Trend-Adjusted Time Series Models with an Application to Gold Price Forecasting
Sina Kazemdehbashi
TL;DR
The paper tackles volatility in time series forecasting by integrating trend information into the forecast through Trend-Adjusted Time Series (TATS). It decomposes forecasting into a trend-predicting binary classifier and a value forecaster, then uses an adjustment function to align the base forecast with the predicted trend, formalizing conditions under which this yields lower error. Theoretical results show that when the trend-prediction accuracy of the binary model exceeds the trend-detection accuracy of the base forecaster, TATS improves forecasting performance, with an approximate lower bound on error reduction. Empirically, on daily gold-price data, TATS outperforms standard LSTM and Bi-LSTM baselines, and trend-detection accuracy is highlighted as a critical evaluation metric alongside MSE/MAE. The work offers a practical framework for improving forecasts in volatile domains and points to enhancements in trend predictors and adjustment mechanisms for broader applicability.
Abstract
Time series data play a critical role in various fields, including finance, healthcare, marketing, and engineering.
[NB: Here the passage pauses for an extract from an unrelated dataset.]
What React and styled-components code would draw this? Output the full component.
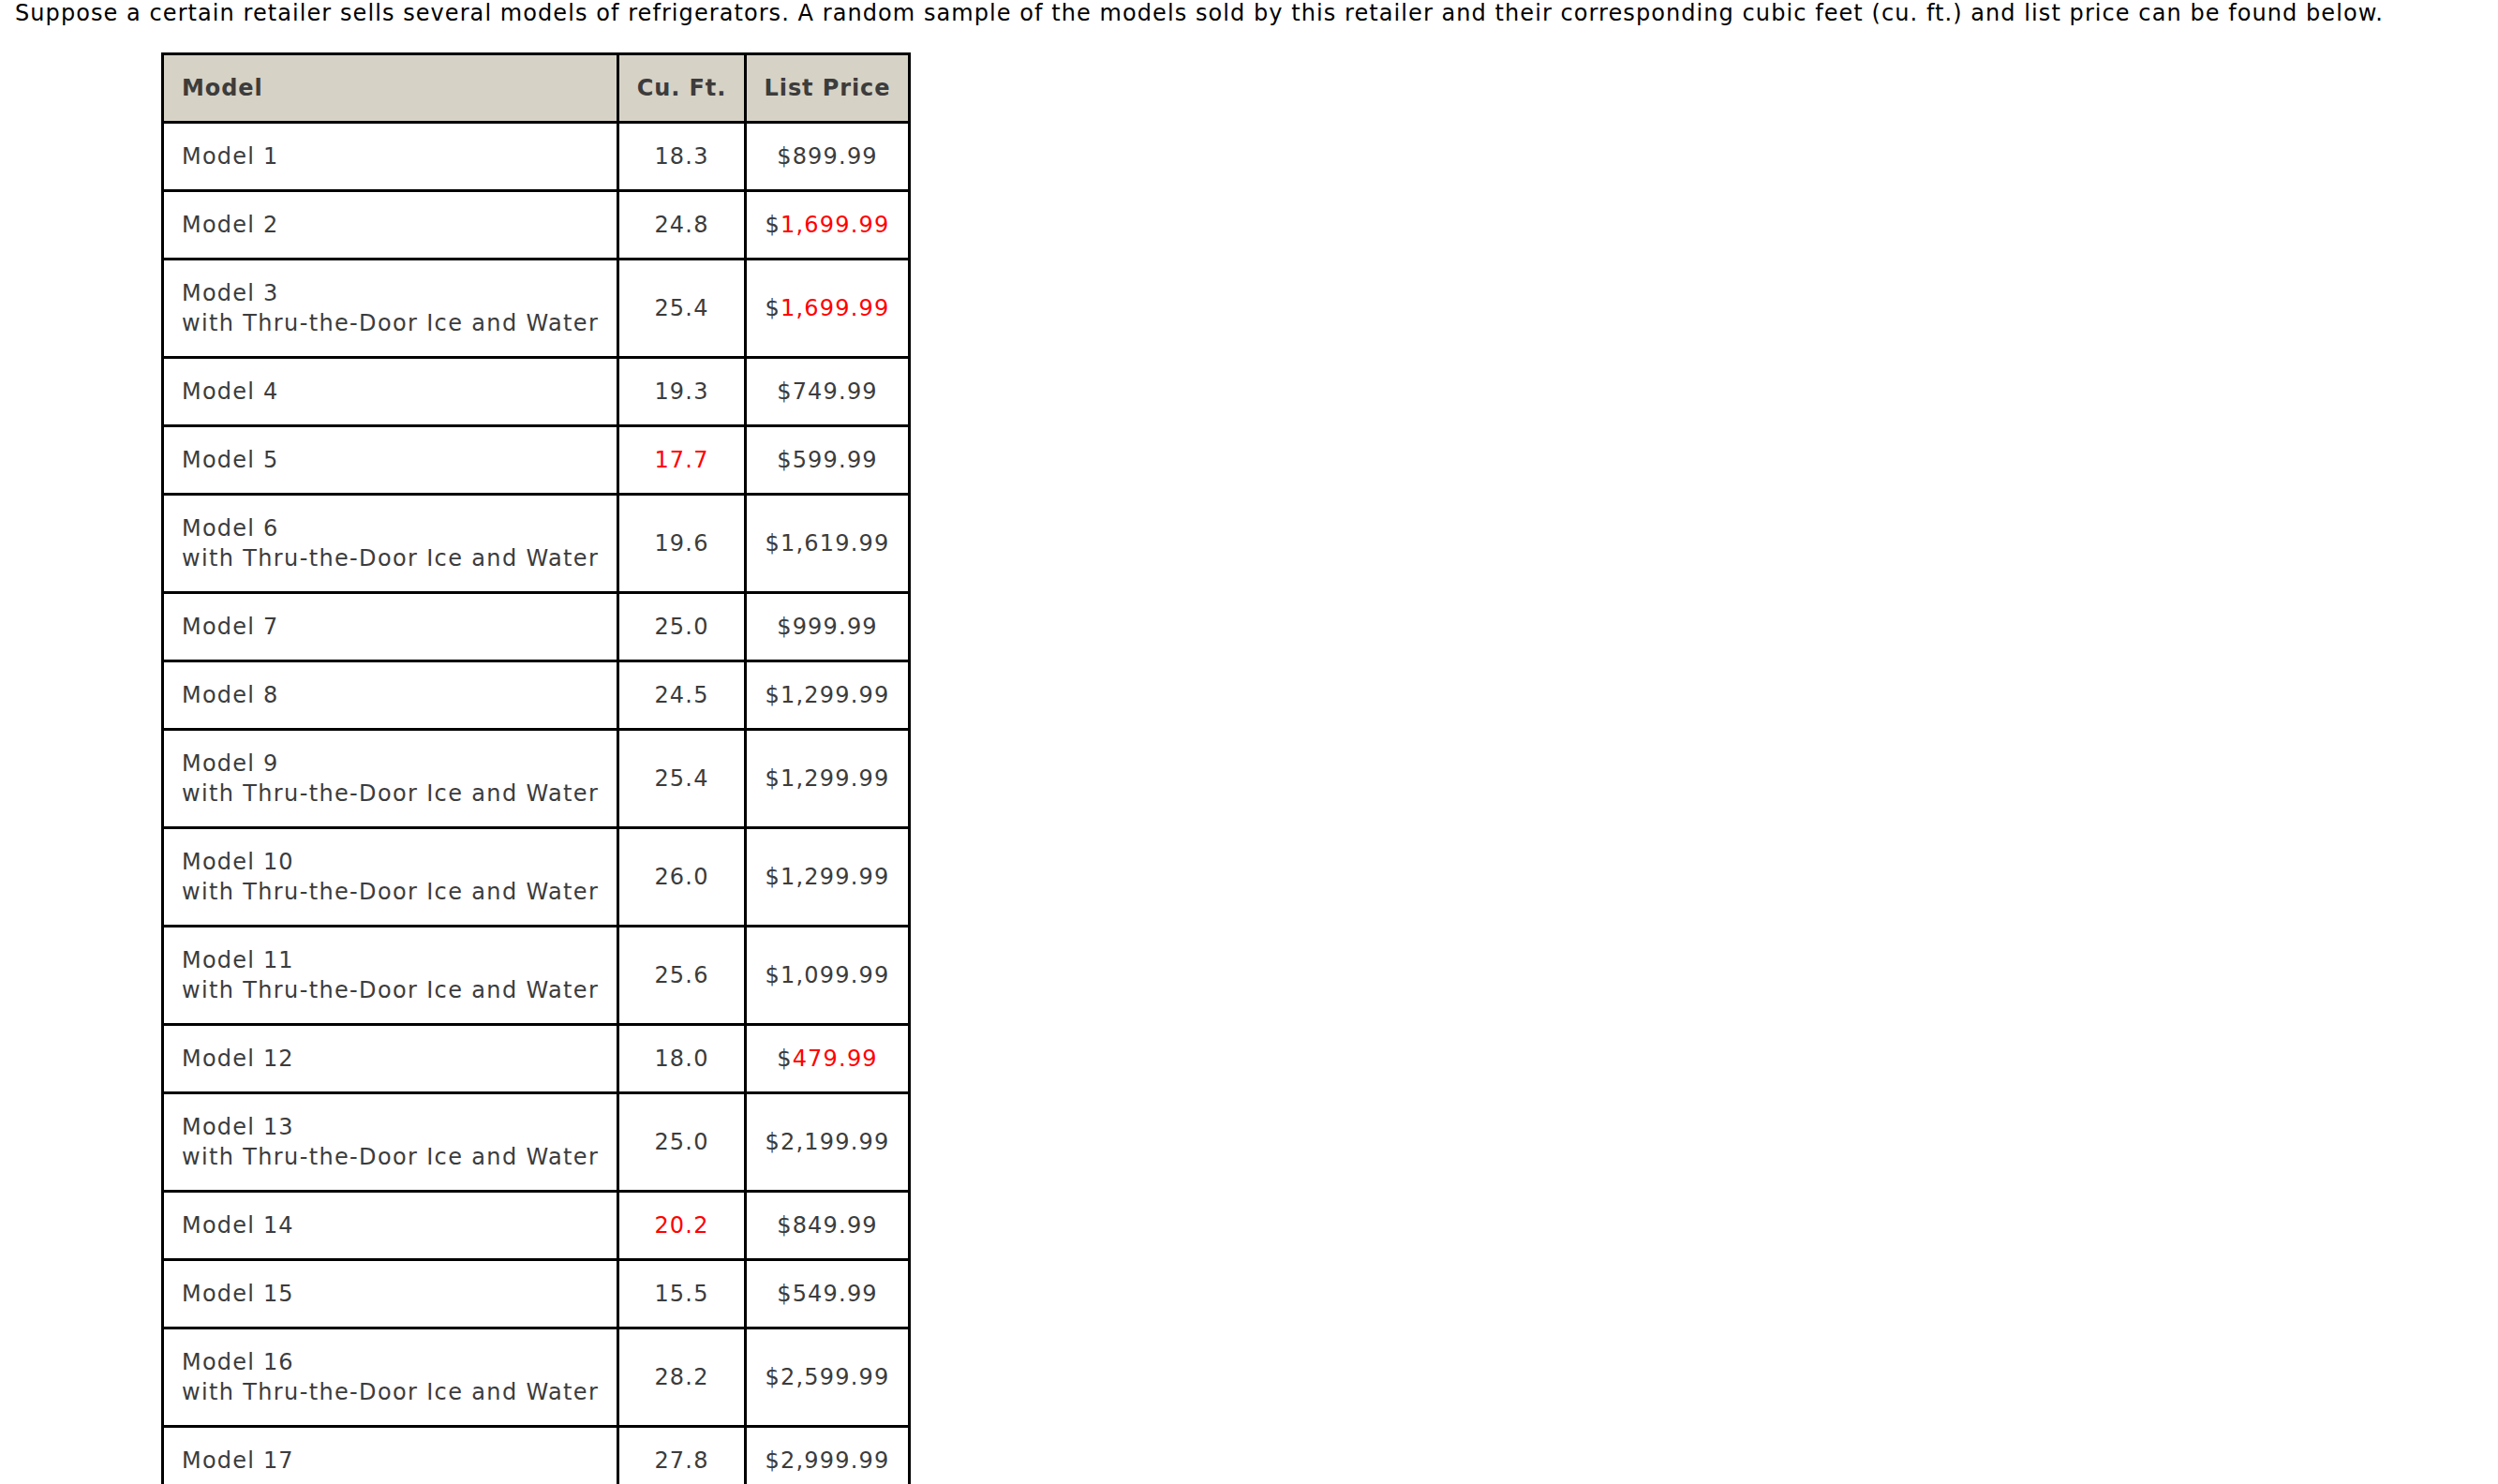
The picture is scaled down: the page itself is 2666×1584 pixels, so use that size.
import React from 'react';
import styled, { createGlobalStyle } from 'styled-components';

const GlobalStyle = createGlobalStyle`
  body {
    margin: 0;
    background: #ffffff;
    font-family: "DejaVu Sans", Verdana, sans-serif;
  }
`;

const Page = styled.div`
  padding: 0 16px;
`;

const Intro = styled.p`
  margin: 0;
  font-size: 24px;
  line-height: 28px;
  letter-spacing: 1.07px;
  color: #000;
`;

const Table = styled.table`
  margin: 28px 0 0 156px;
  border-collapse: collapse;
  table-layout: fixed;
  width: 797px;
  font-size: 24px;
  line-height: 32px;
  letter-spacing: 1.2px;
  color: #3c3c3c;
`;

const Col = styled.col`
  width: ${(p) => p.$w}px;
`;

const HeadCell = styled.th`
  background: #d6d2c6;
  border: 3px solid #000;
  padding: 19px 0;
  padding-left: ${(p) => (p.$left ? '19px' : '0')};
  font-weight: bold;
  letter-spacing: 0.9px;
  text-align: ${(p) => (p.$left ? 'left' : 'center')};
`;

const Cell = styled.td`
  border: 3px solid #000;
  padding: 19px 0;
  padding-left: ${(p) => (p.$left ? '19px' : '0')};
  vertical-align: middle;
  white-space: nowrap;
  text-align: ${(p) => (p.$left ? 'left' : 'center')};
`;

const Feature = styled.span`
  letter-spacing: 1.35px;
`;

const Red = styled.span`
  color: #ff0000;
`;

const rows = [
  { n: 1, cu: '18.3', price: '899.99' },
  { n: 2, cu: '24.8', price: '1,699.99', redPrice: true },
  { n: 3, ice: true, cu: '25.4', price: '1,699.99', redPrice: true },
  { n: 4, cu: '19.3', price: '749.99' },
  { n: 5, cu: '17.7', price: '599.99', redCu: true },
  { n: 6, ice: true, cu: '19.6', price: '1,619.99' },
  { n: 7, cu: '25.0', price: '999.99' },
  { n: 8, cu: '24.5', price: '1,299.99' },
  { n: 9, ice: true, cu: '25.4', price: '1,299.99' },
  { n: 10, ice: true, cu: '26.0', price: '1,299.99' },
  { n: 11, ice: true, cu: '25.6', price: '1,099.99' },
  { n: 12, cu: '18.0', price: '479.99', redPrice: true },
  { n: 13, ice: true, cu: '25.0', price: '2,199.99' },
  { n: 14, cu: '20.2', price: '849.99', redCu: true },
  { n: 15, cu: '15.5', price: '549.99' },
  { n: 16, ice: true, cu: '28.2', price: '2,599.99' },
  { n: 17, cu: '27.8', price: '2,999.99' },
];

const App = () => (
  <Page>
    <GlobalStyle />
    <Intro>
      Suppose a certain retailer sells several models of refrigerators. A random sample of the models sold by this
      retailer and their corresponding cubic feet (cu. ft.) and list price can be found below.
    </Intro>
    <Table>
      <colgroup>
        <Col $w={486} />
        <Col $w={136} />
        <Col $w={175} />
      </colgroup>
      <thead>
        <tr>
          <HeadCell $left>Model</HeadCell>
          <HeadCell>Cu. Ft.</HeadCell>
          <HeadCell>List Price</HeadCell>
        </tr>
      </thead>
      <tbody>
        {rows.map((r) => (
          <tr key={r.n}>
            <Cell $left>
              Model {r.n}
              {r.ice && (
                <>
                  <br />
                  <Feature>with Thru-the-Door Ice and Water</Feature>
                </>
              )}
            </Cell>
            <Cell>{r.redCu ? <Red>{r.cu}</Red> : r.cu}</Cell>
            <Cell>
              ${r.redPrice ? <Red>{r.price}</Red> : r.price}
            </Cell>
          </tr>
        ))}
      </tbody>
    </Table>
  </Page>
);

export default App;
A wide range of techniques (from classical statistical models to neural network-based approaches such as Long Short-Term Memory (LSTM)) have been employed to address time series forecasting challenges. In this paper, we reframe time series forecasting as a two-part task: (1) predicting the trend (directional movement) of the time series at the next time step, and (2) forecasting the quantitative value at the next time step. The trend can be predicted using a binary classifier, while quantitative values can be forecasted using models such as LSTM and Bidirectional Long Short-Term Memory (Bi-LSTM). Building on this reframing, we propose the Trend-Adjusted Time Series (TATS) model, which adjusts the forecasted values based on the predicted trend provided by the binary classifier. We validate the proposed approach through both theoretical analysis and empirical evaluation. The TATS model is applied to a volatile financial time series (the daily gold price) with the objective of forecasting the next days price. Experimental results demonstrate that TATS consistently outperforms standard LSTM and Bi-LSTM models by achieving significantly lower forecasting error. In addition, our results indicate that commonly used metrics such as MSE and MAE are insufficient for fully assessing time series model performance. Therefore, we also incorporate trend detection accuracy, which measures how effectively a model captures trends in a time series.